The David H. Murdock Research Institute, which is located within the campus' 311,000 sq. foot David H. Murdock Core Laboratory Building, is conducting research in various areas of health and nutrition.

A full-time team of Duke researchers is working in Kannapolis for DHMRI, said Dr. Victor Dzau, chancellor for health affairs and president and CEO of Duke University Health System. Dzau said he first met the campus' benefactor, billionaire businessman David Murdock, when the project launched in 2005.

"He had a grand plan to raise money from the state government, and we told him that Duke would definitely be interested," Dzau said.

DHMRI's first major initiative, funded by Murdock's $35 million donation to the School of Medicine in September 2007, is a project known as the M.U.R.D.O.C.K. Study-the Measurement to Understand the Reclassification of Disease of Cabarrus and Kannapolis. The objective of the study is to analyze the genomic factors of several life-threatening diseases.

The Duke Translational Medicine Institute, which aims to convert scientific discoveries into real advances in health, will also conduct research at the new campus, said Victoria Christian, chief operating officer of DTMI and executive manager of the M.U.R.D.O.C.K. study.

"Duke's actual presence on the campus is still emerging... but it is likely to be a substantial presence," she said. "We certainly don't want to build in redundant capabilities. We have to find the right types of engagements-things where you need extremely rarified high-technology equipment."

Duke will occupy the North Carolina Research Campus in conjunction with the University of North Carolina at Chapel Hill, North Carolina State University and other state institutions, as well as various private companies.

"We don't have a school of public health at Duke, but we have as allies an extraordinarily strong school of public health at UNC," Christian said. "We don't have a veterinary school at Duke, but through N.C. State we get access to one of the top-five veterinary schools in the world. And there are things that Duke has added and developed that we think we can bring to the collaborative."

Dzau said opportunities for students would be available at the research campus in the future.

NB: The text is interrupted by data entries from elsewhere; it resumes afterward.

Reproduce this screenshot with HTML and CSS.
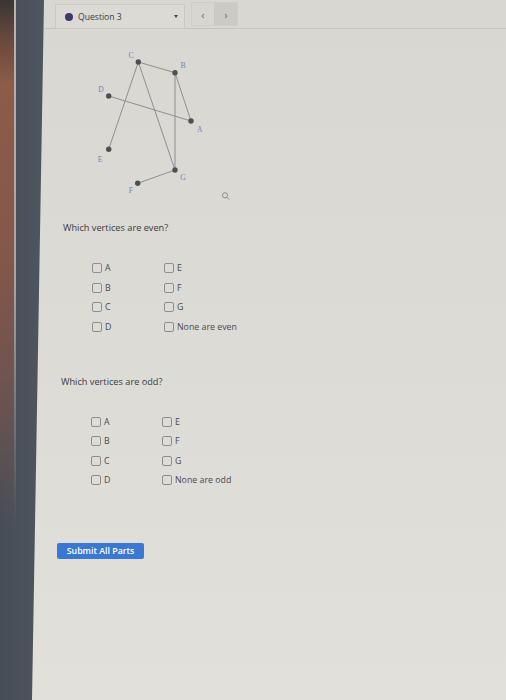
FILE: index.html
```html
<!DOCTYPE html>
<html>
<head>
<meta charset="utf-8">
<link rel="stylesheet" href="styles.css">
</head>
<body>
<div class="side"></div>
<div class="main">
  <div class="topbar">
    <div class="qselect">
      <span class="dot"></span>
      <span class="qtitle">Question 3</span>
      <span class="caret"></span>
    </div>
    <div class="nav">
      <span class="navbtn">&lsaquo;</span>
      <span class="navbtn next">&rsaquo;</span>
    </div>
  </div>

  <svg class="graph" width="220" height="170" viewBox="44 40 220 170">
    <g stroke="#8a8a8c" stroke-width="0.95" fill="none">
      <line x1="138.3" y1="62" x2="175" y2="72.7"/>
      <line x1="138.3" y1="62" x2="108.7" y2="149.3"/>
      <line x1="138.3" y1="62" x2="175" y2="170"/>
      <line x1="175" y1="72.7" x2="191" y2="121"/>
      <line x1="175" y1="72.7" x2="175" y2="170"/>
      <line x1="108.7" y1="96" x2="191" y2="121"/>
      <line x1="175" y1="170" x2="137.7" y2="183.3"/>
    </g>
    <g fill="#4f4f52">
      <circle cx="138.3" cy="62" r="2.7"/>
      <circle cx="175" cy="72.7" r="2.7"/>
      <circle cx="108.7" cy="96" r="2.7"/>
      <circle cx="191" cy="121" r="2.7"/>
      <circle cx="108.7" cy="149.3" r="2.7"/>
      <circle cx="175" cy="170" r="2.7"/>
      <circle cx="137.7" cy="183.3" r="2.7"/>
    </g>
    <g class="vlabel">
      <text x="128.5" y="57.8">C</text>
      <text x="180.5" y="68">B</text>
      <text x="98.3" y="92">D</text>
      <text x="197" y="132">A</text>
      <text x="97.8" y="161.5">E</text>
      <text x="180.3" y="180">G</text>
      <text x="128.7" y="192.7">F</text>
    </g>
    <g stroke="#8e8e8e" stroke-width="1" fill="none">
      <circle cx="225" cy="195.3" r="2.6"/>
      <line x1="226.9" y1="197.2" x2="229.2" y2="199.5"/>
    </g>
  </svg>

  <p class="question q1">Which vertices are even?</p>
  <div class="options opts1">
    <label class="opt"><span class="box"></span>A</label>
    <label class="opt"><span class="box"></span>E</label>
    <label class="opt"><span class="box"></span>B</label>
    <label class="opt"><span class="box"></span>F</label>
    <label class="opt"><span class="box"></span>C</label>
    <label class="opt"><span class="box"></span>G</label>
    <label class="opt"><span class="box"></span>D</label>
    <label class="opt"><span class="box"></span>None are even</label>
  </div>

  <p class="question q2">Which vertices are odd?</p>
  <div class="options opts2">
    <label class="opt"><span class="box"></span>A</label>
    <label class="opt"><span class="box"></span>E</label>
    <label class="opt"><span class="box"></span>B</label>
    <label class="opt"><span class="box"></span>F</label>
    <label class="opt"><span class="box"></span>C</label>
    <label class="opt"><span class="box"></span>G</label>
    <label class="opt"><span class="box"></span>D</label>
    <label class="opt"><span class="box"></span>None are odd</label>
  </div>

  <button class="submit">Submit All Parts</button>
</div>
</body>
</html>
```

FILE: styles.css
```css
html, body {
  margin: 0;
  padding: 0;
}
body {
  width: 506px;
  height: 700px;
  overflow: hidden;
  display: flex;
  font-family: "Open Sans", "Liberation Sans", sans-serif;
  color: #3d3d3f;
  background: linear-gradient(180deg, #d9d7d1 0%, #dcdbd5 50%, #e1e0db 100%);
}
.side {
  flex: 0 0 44px;
  height: 700px;
  background:
    linear-gradient(180deg, #b9b3ad 0, #a9a5a2 40%, rgba(90,96,104,0) 75%) 14px 0 / 2px 100% no-repeat,
    linear-gradient(180deg, #3a3535 0, #6b4a3e 6%, #8c5c49 12%, #84584a 35%, #6e5450 55%, rgba(76,82,91,0) 75%) 0 0 / 14px 100% no-repeat,
    linear-gradient(90deg, #474d56 0, #4c525b 60%, #50565f 100%);
  clip-path: polygon(0 0, 44px 0, 32px 100%, 0 100%);
}
.main {
  flex: 1;
  position: relative;
}
.topbar {
  height: 28px;
  border-bottom: 1px solid #c6c4be;
  display: flex;
  align-items: flex-start;
}
.qselect {
  margin: 4px 0 0 11px;
  width: 128px;
  height: 23px;
  border: 1px solid #cbc9c3;
  border-radius: 1px;
  background: #dcdad4;
  display: flex;
  align-items: center;
  position: relative;
}
.dot {
  width: 8px;
  height: 8px;
  border-radius: 50%;
  background: #3b3a6e;
  margin-left: 9px;
}
.qtitle {
  margin-left: 5px;
  font-size: 8.6px;
  color: #3a3a3e;
}
.caret {
  margin-left: auto;
  margin-right: 6px;
  width: 0;
  height: 0;
  border-left: 2.5px solid transparent;
  border-right: 2.5px solid transparent;
  border-top: 3px solid #444;
}
.nav {
  margin: 2px 0 0 6px;
  display: flex;
  height: 22px;
  border: 1px solid #cfcdc7;
}
.navbtn {
  width: 22px;
  display: flex;
  align-items: center;
  justify-content: center;
  font-size: 11px;
  color: #6b6b72;
  background: #d8d6d0;
}
.navbtn.next {
  background: #cccac5;
  border-left: 1px solid #c9c7c1;
}
.graph {
  display: block;
  margin-top: 11px;
}
.vlabel text {
  font-family: "Liberation Serif", serif;
  font-size: 7.6px;
  fill: #7d7bc0;
}
.question {
  margin: 12px 0 0 19px;
  font-size: 9.2px;
  line-height: 12px;
  color: #3b3b3e;
}
.q2 {
  margin-top: 39px;
  margin-left: 17px;
}
.options {
  display: grid;
  grid-template-columns: 72px auto;
  grid-auto-rows: 19.5px;
  margin-top: 24.5px;
  margin-left: 48px;
}
.opts2 {
  margin-left: 47px;
  grid-template-columns: 71px auto;
}
.opt {
  display: flex;
  align-items: center;
  font-size: 8.8px;
  color: #4a4a50;
}
.box {
  width: 8px;
  height: 8px;
  border: 1px solid #8d8d90;
  border-radius: 2px;
  background: #dedcd7;
  margin-right: 3px;
}
.submit {
  display: block;
  margin: 52.5px 0 0 13px;
  width: 87px;
  height: 16px;
  padding: 0;
  border: none;
  border-radius: 2px;
  background: #3b78d4;
  color: #ffffff;
  font-family: "Open Sans", "Liberation Sans", sans-serif;
  font-size: 8.8px;
  font-weight: 600;
}
```
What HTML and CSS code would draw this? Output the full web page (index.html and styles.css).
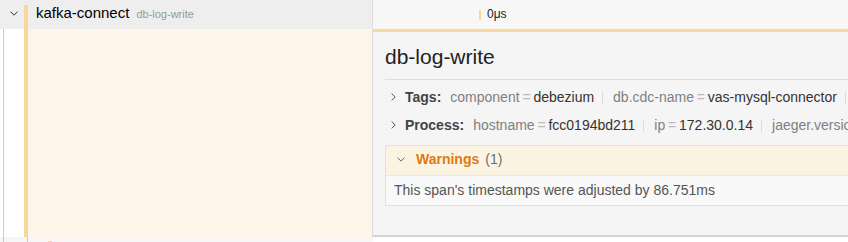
FILE: index.html
```html
<!DOCTYPE html>
<html lang="en">
<head>
<meta charset="utf-8">
<title>Trace detail</title>
<link rel="stylesheet" href="styles.css">
</head>
<body>
<div class="trace">
  <div class="row row-span">
    <div class="name-col span-col">
      <span class="toggle"><svg width="8" height="5" viewBox="0 0 8 5"><path d="M0.5 0.6 L4 4.2 L7.5 0.6" fill="none" stroke="#333" stroke-width="1"/></svg></span>
      <div class="span-name"><span class="svc">kafka-connect</span><span class="op">db-log-write</span></div>
    </div>
    <div class="view-col"><span class="tick"></span><span class="tick-label">0μs</span></div>
  </div>

  <div class="row row-detail">
    <div class="name-col detail-name">
      <span class="guide"></span><span class="bar"></span><span class="fill"></span>
    </div>
    <div class="detail">
      <h2 class="detail-title">db-log-write</h2>
      <div class="acc-list">
        <div class="acc-head">
          <svg class="chev-r" width="5" height="8" viewBox="0 0 5 8"><path d="M0.6 0.5 L4.2 4 L0.6 7.5" fill="none" stroke="#555" stroke-width="1"/></svg>
          <span class="acc-label">Tags:</span>
          <ul class="kv">
            <li><span class="kv-key">component</span><span class="kv-delim">=</span><span class="kv-val">debezium</span></li>
            <li><span class="kv-key">db.cdc-name</span><span class="kv-delim">=</span><span class="kv-val">vas-mysql-connector</span></li>
          </ul>
        </div>
        <div class="acc-head">
          <svg class="chev-r" width="5" height="8" viewBox="0 0 5 8"><path d="M0.6 0.5 L4.2 4 L0.6 7.5" fill="none" stroke="#555" stroke-width="1"/></svg>
          <span class="acc-label">Process:</span>
          <ul class="kv">
            <li><span class="kv-key">hostname</span><span class="kv-delim">=</span><span class="kv-val">fcc0194bd211</span></li>
            <li><span class="kv-key">ip</span><span class="kv-delim">=</span><span class="kv-val">172.30.0.14</span></li>
            <li><span class="kv-key">jaeger.version</span></li>
          </ul>
        </div>
        <div class="warn">
          <div class="warn-head">
            <svg class="chev-d" width="8" height="5" viewBox="0 0 8 5"><path d="M0.5 0.6 L4 4.2 L7.5 0.6" fill="none" stroke="#666" stroke-width="1"/></svg>
            <span class="warn-label">Warnings</span><span class="warn-count">(1)</span>
          </div>
          <div class="warn-body">This span's timestamps were adjusted by 86.751ms</div>
        </div>
      </div>
    </div>
  </div>

  <div class="row row-next">
    <div class="name-col next-name">
      <span class="guide-a"></span><span class="guide-b"></span><span class="bar-small"></span>
    </div>
    <div class="next-view"></div>
  </div>
</div>
</body>
</html>
```

FILE: styles.css
```css
* { box-sizing: border-box; }

html, body {
  margin: 0;
  padding: 0;
  background: #fff;
  overflow: hidden;
}

body {
  font-family: "Liberation Sans", Arial, sans-serif;
  font-size: 14px;
  color: #333;
  width: 848px;
}

.trace {
  width: 848px;
}

.row {
  display: flex;
  width: 848px;
}

.name-col {
  width: 373px;
  flex: none;
  border-right: 1px solid #ddd;
  display: flex;
}

/* ---- span row ---- */
.row-span {
  height: 29px;
}

.span-col {
  background: #eeeeee;
  align-items: flex-start;
}

.toggle {
  width: 24px;
  padding: 11px 0 0 10px;
  flex: none;
}

.toggle svg { display: block; }

.span-name {
  margin-top: 5px;
  height: 24px;
  border-left: 4px solid #f8d79a;
  padding-left: 8px;
  line-height: 16px;
  white-space: nowrap;
}

.svc {
  font-size: 15px;
  color: #000;
}

.op {
  font-size: 11px;
  color: #999;
  margin-left: 7px;
}

.view-col {
  flex: 1;
  background: #f7f7f7;
  display: flex;
  align-items: flex-start;
  padding-left: 106px;
}

.tick {
  width: 2px;
  height: 10px;
  margin-top: 10px;
  background: #f8d79a;
}

.tick-label {
  font-size: 12px;
  line-height: 14px;
  margin-top: 7px;
  margin-left: 6px;
  color: #222;
}

/* ---- detail row ---- */
.row-detail {
  height: 208px;
}

.detail-name {
  background: #fff;
  padding-left: 3px;
  align-items: stretch;
}

.guide {
  width: 21px;
  border-left: 1px solid #ccc;
  background: #fff;
}

.bar {
  width: 4px;
  background: #f8d79a;
}

.fill {
  flex: 1;
  background: #fdf5e9;
}

.detail {
  flex: 1;
  min-width: 0;
  overflow: hidden;
  background: #f5f5f5;
  border-top: 3px solid #f8d79a;
  border-bottom: 2px solid #d4d4d4;
  padding: 13px 0 0 12px;
}

.detail-title {
  margin: 0;
  font-size: 21px;
  font-weight: normal;
  line-height: 24px;
  padding-bottom: 10px;
  border-bottom: 1px solid #ddd;
  color: #222;
  white-space: nowrap;
}

.acc-list {
  margin-top: 3px;
}

.acc-head {
  display: flex;
  align-items: center;
  height: 28px;
  padding-left: 6px;
  white-space: nowrap;
  line-height: 20px;
}

.chev-r {
  flex: none;
  margin-right: 9px;
}

.acc-label {
  font-weight: bold;
  color: #444;
  margin-right: 9px;
}

.kv {
  display: flex;
  margin: 0;
  padding: 0;
  list-style: none;
}

.kv li {
  display: flex;
  align-items: center;
}

.kv li::after {
  content: "";
  width: 1px;
  height: 13px;
  background: #ddd;
  margin: 0 10px 0 8px;
}

.kv-key { color: #808080; }
.kv-delim { color: #bbb; padding: 0 0.2em; }
.kv-val { color: #333; }

.warn {
  margin-top: 6px;
  margin-right: -30px;
  border: 1px solid #e2e2e2;
  background: #f9f9f9;
}

.warn-head {
  display: flex;
  align-items: center;
  background: #fcf4e3;
  border-bottom: 1px solid #e8e8e8;
  padding: 3px 0 6px 11px;
  line-height: 20px;
}

.chev-d {
  flex: none;
  margin-right: 11px;
}

.warn-label {
  color: #dd7a14;
  font-weight: bold;
}

.warn-count {
  color: #66707e;
  margin-left: 6px;
}

.warn-body {
  padding: 4px 8px 5px;
  line-height: 20px;
  color: #555;
  white-space: nowrap;
}

/* ---- next row ---- */
.row-next {
  height: 5px;
}

.next-name {
  background: #f6f6f6;
  padding-left: 3px;
  border-right-color: #f6f6f6;
}

.guide-a {
  width: 24px;
  border-left: 1px solid #ccc;
}

.guide-b {
  width: 21px;
  border-left: 1px solid #ccc;
}

.bar-small {
  width: 4px;
  height: 1px;
  margin-top: 4px;
  background: #f8d79a;
}

.next-view {
  flex: 1;
  background: #fff;
}
```
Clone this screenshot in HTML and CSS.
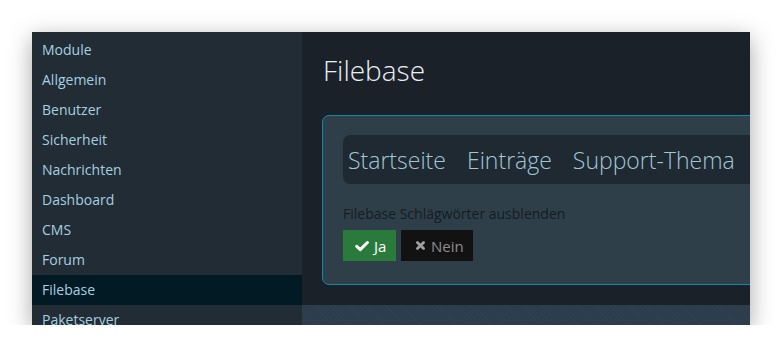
FILE: index.html
```html
<!DOCTYPE html>
<html lang="de">
<head>
  <meta charset="UTF-8" />
  <title>Filebase</title>
  <link rel="stylesheet" href="styles.css">
</head>
<body>

<div class="window">
  <div class="sidebar">
    <a href="#" class="nav-item">Module</a>
    <a href="#" class="nav-item">Allgemein</a>
    <a href="#" class="nav-item">Benutzer</a>
    <a href="#" class="nav-item">Sicherheit</a>
    <a href="#" class="nav-item">Nachrichten</a>
    <a href="#" class="nav-item">Dashboard</a>
    <a href="#" class="nav-item">CMS</a>
    <a href="#" class="nav-item">Forum</a>
    <a href="#" class="nav-item active">Filebase</a>
    <a href="#" class="nav-item">Paketserver</a>
  </div>

  <div class="main">
    <div class="content">
      <h1 class="page-title">Filebase</h1>

      <div class="panel">
        <div class="crumbs">
          <span class="crumb">Startseite</span>
          <span class="crumb">Einträge</span>
          <span class="crumb">Support-Thema</span>
        </div>

        <div class="field-label">Filebase Schlägwörter ausblenden</div>
        <div class="toggle">
          <button class="btn btn-yes">
            <svg class="icon" viewBox="0 0 16 16"><path d="M2 8.4 L6 12.2 L14.2 4" fill="none" stroke="currentColor" stroke-width="3.4" stroke-linecap="round" stroke-linejoin="round"/></svg>
            Ja
          </button>
          <button class="btn btn-no">
            <svg class="icon icon-x" viewBox="0 0 16 16"><path d="M3.5 3.5 L12.5 12.5 M12.5 3.5 L3.5 12.5" fill="none" stroke="currentColor" stroke-width="4" stroke-linecap="round"/></svg>
            Nein
          </button>
        </div>
      </div>
    </div>
  </div>
</div>

</body>
</html>
```

FILE: styles.css
```css
body {
  margin: 0;
  background-color: #ffffff;
  font-family: 'Open Sans', 'Noto Sans', sans-serif;
}

.window {
  margin: 32px 0 0 32px;
  width: 718px;
  height: 293px;
  display: flex;
  overflow: hidden;
  box-shadow: 0 6px 22px rgba(0, 0, 0, 0.35);
}

.sidebar {
  width: 270px;
  flex-shrink: 0;
  padding-top: 3px;
  background-color: #212c34;
  display: flex;
  flex-direction: column;
}
.nav-item {
  display: block;
  height: 30px;
  line-height: 30px;
  padding-left: 10px;
  font-size: 14px;
  color: #a6cfe1;
  text-decoration: none;
}
.nav-item.active {
  background-color: #021a23;
}

.main {
  flex: 1;
  min-width: 0;
  background-color: #2d3d4b;
  background-image: repeating-linear-gradient(45deg, rgba(255,255,255,0.015) 0 1px, rgba(0,0,0,0.02) 1px 3px);
}
.content {
  background-color: #1b2128;
  padding: 19px 0 20px 21px;
}
.page-title {
  margin: 0;
  font-size: 28px;
  line-height: 38px;
  font-weight: 300;
  color: #e9eff3;
}

.panel {
  margin: 26px -20px 0 -1px;
  padding: 19px 0 23px 20px;
  background-color: #2f3f4a;
  border: 1px solid #0f88b0;
  border-radius: 7px;
}
.crumbs {
  display: flex;
  gap: 21px;
  height: 49px;
  align-items: center;
  padding-left: 5px;
  background-color: #1e2931;
  border-radius: 7px;
  white-space: nowrap;
}
.crumb {
  font-size: 23px;
  font-weight: 300;
  color: #a3c6d6;
}

.field-label {
  margin-top: 20px;
  font-size: 14px;
  line-height: 20px;
  color: #151c21;
}
.toggle {
  display: flex;
  gap: 5px;
  margin-top: 6px;
}
.btn {
  height: 31px;
  border: none;
  font-family: inherit;
  font-size: 15px;
  display: flex;
  align-items: center;
  gap: 5px;
  cursor: pointer;
}
.btn-yes {
  width: 53px;
  padding-left: 12px;
  background-color: #2a7a3b;
  color: #ffffff;
}
.btn-no {
  width: 72px;
  padding-left: 14px;
  background-color: #121212;
  color: #8d8d8d;
}
.icon {
  width: 14px;
  height: 14px;
}
.icon-x {
  width: 11px;
  height: 11px;
  color: #a0a0a0;
}
```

"We certainly welcome students-right now the team is mainly made of physicians and technicians," he said. "[The campus] offers a whole spectrum of [opportunities] we would generally give students in clinical trials."

Christian added that there were not yet any formal plans for student involvement, but there could be opportunities for postgraduates and potentially undergraduates to do work in the laboratories.

Karen Whichard, marketing director and primary media contact for the city of Kannapolis, said the research campus would be an important part of the city's transformation from a southern textile town to a modern technological center.

"It is going to be wholly transformational," she said. "The research campus puts an economic engine [for new jobs], right in the middle of downtown."